3. Double-Check Your Work: Review your reconciliation carefully, and have someone else review it as well. A second pair of eyes can catch errors you might have missed.
4. Investigate Discrepancies: Don't ignore any discrepancies! Investigate them promptly and thoroughly. Contact your bank if necessary to resolve any issues.
5. Document Everything: Keep detailed records of your reconciliation process, including the date, the person who performed the reconciliation, and any adjustments made. This helps to create an audit trail and demonstrate your commitment to accurate financial reporting.
6. Train Your Staff: If you have employees involved in the reconciliation process, make sure they are properly trained on the process and how to identify and resolve discrepancies. A well-trained staff can greatly enhance the efficiency and accuracy of your reconciliation efforts. This can prevent most errors.
7. Review and Update Procedures: Periodically review your reconciliation procedures to identify areas for improvement and ensure you are using the most efficient methods. Update your procedures as needed to reflect changes in your business operations or accounting software.
By following these best practices, you can create a reliable and efficient bank reconciliation statement process, which will benefit your business's finances.

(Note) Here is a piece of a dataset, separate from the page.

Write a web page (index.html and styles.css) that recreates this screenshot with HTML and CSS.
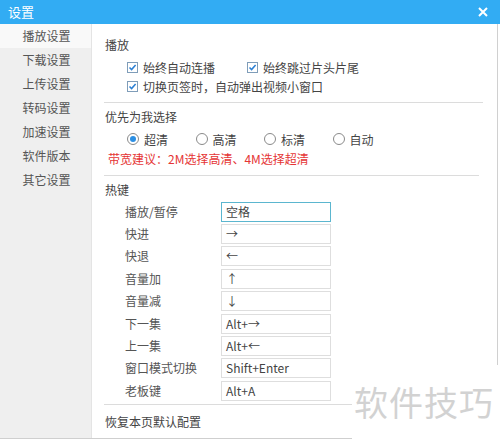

Conclusion: Keeping Your Finances in Balance
So there you have it, folks! The bank reconciliation statement is a powerful tool for maintaining accurate financial records, preventing fraud, and making informed business decisions. It might seem intimidating at first, but with a little practice and the right tools, you can master the process.
Remember, regular reconciliation, attention to detail, and a commitment to accuracy are key. And hey, don't be afraid to embrace technology to streamline the process. So, get out there, reconcile those accounts, and keep your finances in balance! You got this! This process is not just about balancing numbers; it's about building trust, ensuring compliance, and empowering your business for success.